De Raymond Iss, on avait pu apprécier chez Rivière blanche ses deux recueils de nouvelles, La Bulle d’éternité et Les Gardes Rêves. Le Bar des Afrancesados est pour sa part un roman, placé dans le genre de l’uchronie. On y découvre progressivement un univers différent du nôtre par la base, à travers l’itinéraire de vie de Maïté, une jeune femme basque.

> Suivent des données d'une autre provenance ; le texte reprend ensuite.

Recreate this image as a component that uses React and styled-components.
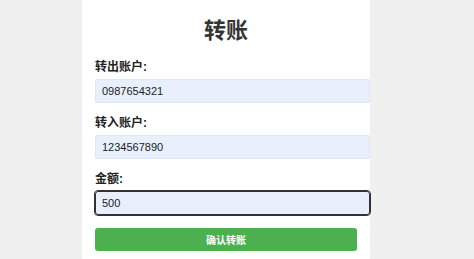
import React from 'react';
import styled, { createGlobalStyle } from 'styled-components';

const Global = createGlobalStyle`
    body {
        margin: 0;
        background-color: #f0f0f0;
        font-family: "Liberation Sans", "Noto Sans CJK SC", sans-serif;
        overflow: hidden;
    }
`
const Card = styled.div`
    box-sizing: border-box;
    width: 288px;
    height: 100vh;
    margin-left: 82px;
    padding: 18px 13px 0 13px;
    background-color: white;
`
const Title = styled.h2`
    margin: 0 0 16px 0;
    font-size: 22px;
    line-height: 26px;
    font-weight: bold;
    color: #333;
    text-align: center;
`
const Field = styled.div`
    display: flex;
    flex-direction: column;
    margin-bottom: 13px;
`
const Label = styled.label`
    font-size: 12px;
    line-height: 14px;
    font-weight: bold;
    color: #222;
    margin-bottom: 5px;
`
const Input = styled.input`
    box-sizing: border-box;
    width: calc(100% + 13px);
    height: 24px;
    padding: 0 6px;
    border: 1px solid ${p => (p.$focus ? '#333' : '#dfe6f2')};
    outline: ${p => (p.$focus ? '1px solid #333' : 'none')};
    border-radius: ${p => (p.$focus ? '3px' : '2px')};
    background-color: #e8f0fe;
    font-family: "Liberation Sans", sans-serif;
    font-size: 11px;
    color: #222;
`
const Submit = styled.button`
    width: 100%;
    height: 23px;
    border: none;
    border-radius: 3px;
    background-color: #4caf50;
    color: white;
    font-family: "Liberation Sans", "Noto Sans CJK SC", sans-serif;
    font-size: 10px;
    font-weight: bold;
`

const App = () => {
    return (
        <>
            <Global />
            <Card>
                <Title>转账</Title>
                <Field>
                    <Label>转出账户:</Label>
                    <Input defaultValue="0987654321" />
                </Field>
                <Field>
                    <Label>转入账户:</Label>
                    <Input defaultValue="1234567890" />
                </Field>
                <Field>
                    <Label>金额:</Label>
                    <Input $focus defaultValue="500" />
                </Field>
                <Submit>确认转账</Submit>
            </Card>
        </>
    )
}
export default App;
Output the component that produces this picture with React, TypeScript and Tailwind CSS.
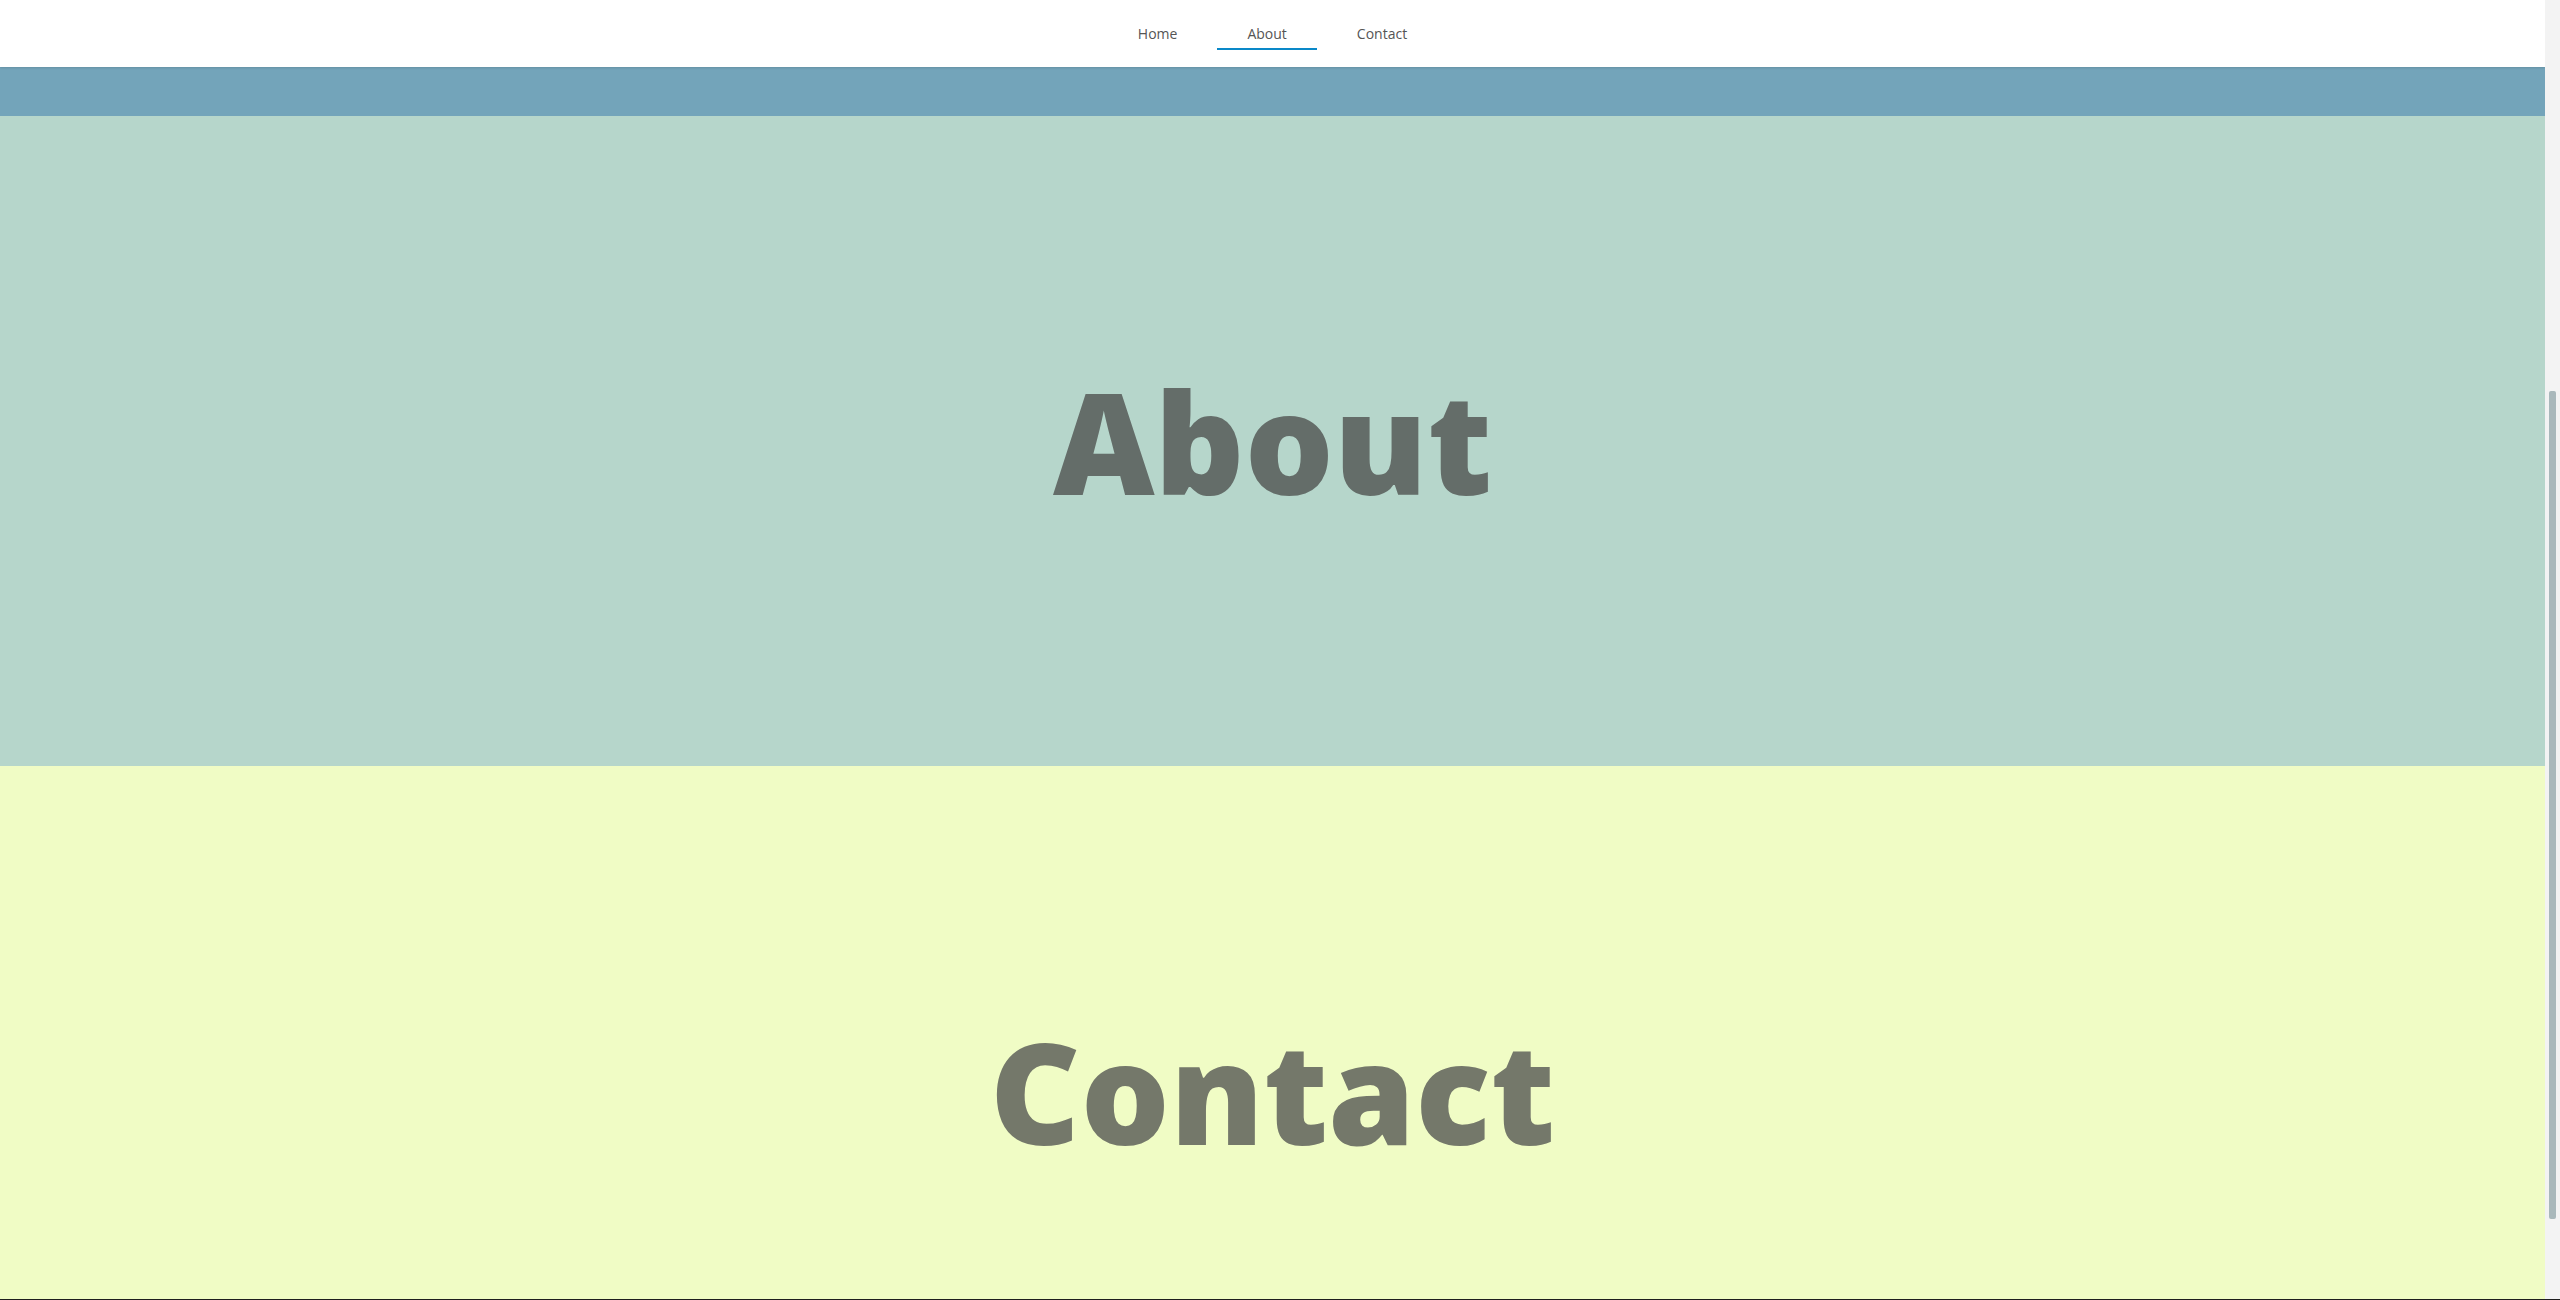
import React from "react";

const navItems = [
  { label: "Home", active: false },
  { label: "About", active: true },
  { label: "Contact", active: false },
];

export default function App() {
  return (
    <div
      className="w-[2560px] h-[1300px] overflow-hidden flex flex-col bg-white"
      style={{ fontFamily: '"Open Sans", "Noto Sans", sans-serif' }}
    >
      <div className="flex flex-1 min-h-0">
        <div className="w-[2545px] flex flex-col overflow-hidden">
          <nav className="h-[67px] shrink-0 bg-white flex justify-center gap-[10px] relative z-10 shadow-[0_1px_2px_rgba(0,0,0,0.12)]">
            {navItems.map((item) => (
              <a
                key={item.label}
                className={
                  item.active
                    ? "h-[50px] pt-[18px] px-[30px] flex items-center justify-center text-[14px] text-[#555555] border-b-2 border-[#0a88c8]"
                    : "h-[50px] pt-[18px] px-[30px] flex items-center justify-center text-[14px] text-[#555555] border-b-2 border-transparent"
                }
              >
                {item.label}
              </a>
            ))}
          </nav>
          <section className="h-[49px] shrink-0 bg-[#73a4ba]" />
          <section className="h-[650px] shrink-0 bg-[#b6d6cb] flex items-center justify-center">
            <h1 className="text-[140px] font-extrabold text-[#646d69] leading-normal">About</h1>
          </section>
          <section className="h-[650px] shrink-0 bg-[#f0fcc5] flex items-center justify-center">
            <h1 className="text-[140px] font-extrabold text-[#74786a] leading-normal">Contact</h1>
          </section>
        </div>
        <div className="w-[15px] bg-[#f3f3f3] pt-[391px] pl-[4px]">
          <div className="w-[7px] h-[828px] rounded-[2px] bg-[#a9b8bb]" />
        </div>
      </div>
      <div className="h-[1px] shrink-0 bg-[#1e1e1e]" />
    </div>
  );
}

Le pays basque des sept provinces y est en effet un Etat indépendant, et Maïté une patriote convaincue, danseuse et chanteuse douée, appelée à participer à certaines commémorations mémorielles. Elle noue une relation avec Esteben, jeune homme de bonne famille qui doute davantage qu’elle du discours officiel, et contourne en partie la censure existant quant à l’Internet et à la littérature française. Lorsqu’il est mobilisé pour lutter contre les terroristes d’une Navarre libre, Maïté noue une relation parallèle avec Gaël, un breton frère de sa correspondante Nolwenn. Esteben, gravement blessé, et désormais lourdement handicapé, rompt finalement ses fiançailles avec Maïté, ce qui permet à cette dernière de se marier avec Gaël, au prix de la rupture avec une bonne partie de sa famille, de ses amis et de son pays natal. La réalité qu’elle découvre dans une Bretagne elle aussi indépendante n’est toutefois guère meilleure que son Euskadi : l’avortement et la contraception y sont interdits, l’usage de prénoms autres que d’origine celtique drastiquement contrôlé, et des zones franches voient l’exploitation forcenée d’une main d’œuvre livrée aux appétits chinois, ces mêmes Chinois qui possèdent une concession en plein cœur de Bayonne ! La vie devient un véritable cauchemar lorsque Gaël est muté en Alsace indépendante : cette fois, Maïté et son fils Yann ne parviennent pas à s’intégrer, et ce n’est qu’en déménageant sur Paris que le trio parviendra à trouver – enfin ! – un havre de paix. Maïté y sera également confrontée à des révélations capitales (sic) sur sa famille et sur les mythologies nationales…
Raymond Iss, dans Le Bar des Afrancesados, propose une forme de réplique involontaire aux Chroniques Sarrasines de Jacques Boireau. Ce dernier, dans le sillage des luttes post-68, imaginait en effet une France alternative, où le régionalisme aurait triomphé, sous la houlette d’un islam éclairé, revanche d’un sud se considérant comme opprimé. A l’inverse, dans un contexte tout autre, celui d’un retour des nationalismes et de la tentation du repli passant par l’éclatement des Etats nations installés, Raymond Iss cherche à montrer que l’existence d’Etat régionaux, identitaires, ne constituerait pas nécessairement une issue plus progressiste et plus émancipatrice. Au contraire, puisque cette logique de la séparation et de l’identification à un supposé même conduit, dans le roman, d’une part à une multiplicité interne des langues régionales annihilant toute possibilité d’immigration positive, d’autre part à des implosions sous forme de guerres civiles, comme en Corse. Ce faisant, il nous invite également à réfléchir à la polysémie de ce terme à géométrie variable qu’est celui de terroriste… Le parallèle qui est fait entre cette Europe et l’Afrique post-coloniale explique la fragilité d’un continent soumis aux appétits économiques chinois.
Ecrit d’une plume fluide et simple, Le Bar des afrancesados – rappel d’une réalité historique que nous vous laissons découvrir – est une réflexion intéressante sur notre monde actuel, un rejet de l’intolérance à l’égard de l’autre et une condamnation franche et nette des tentations communautaires, encouragées par la complicité de l’Union européenne (jusqu’à la caricature, comme pour les espaces de lapidation évoqués dans le roman).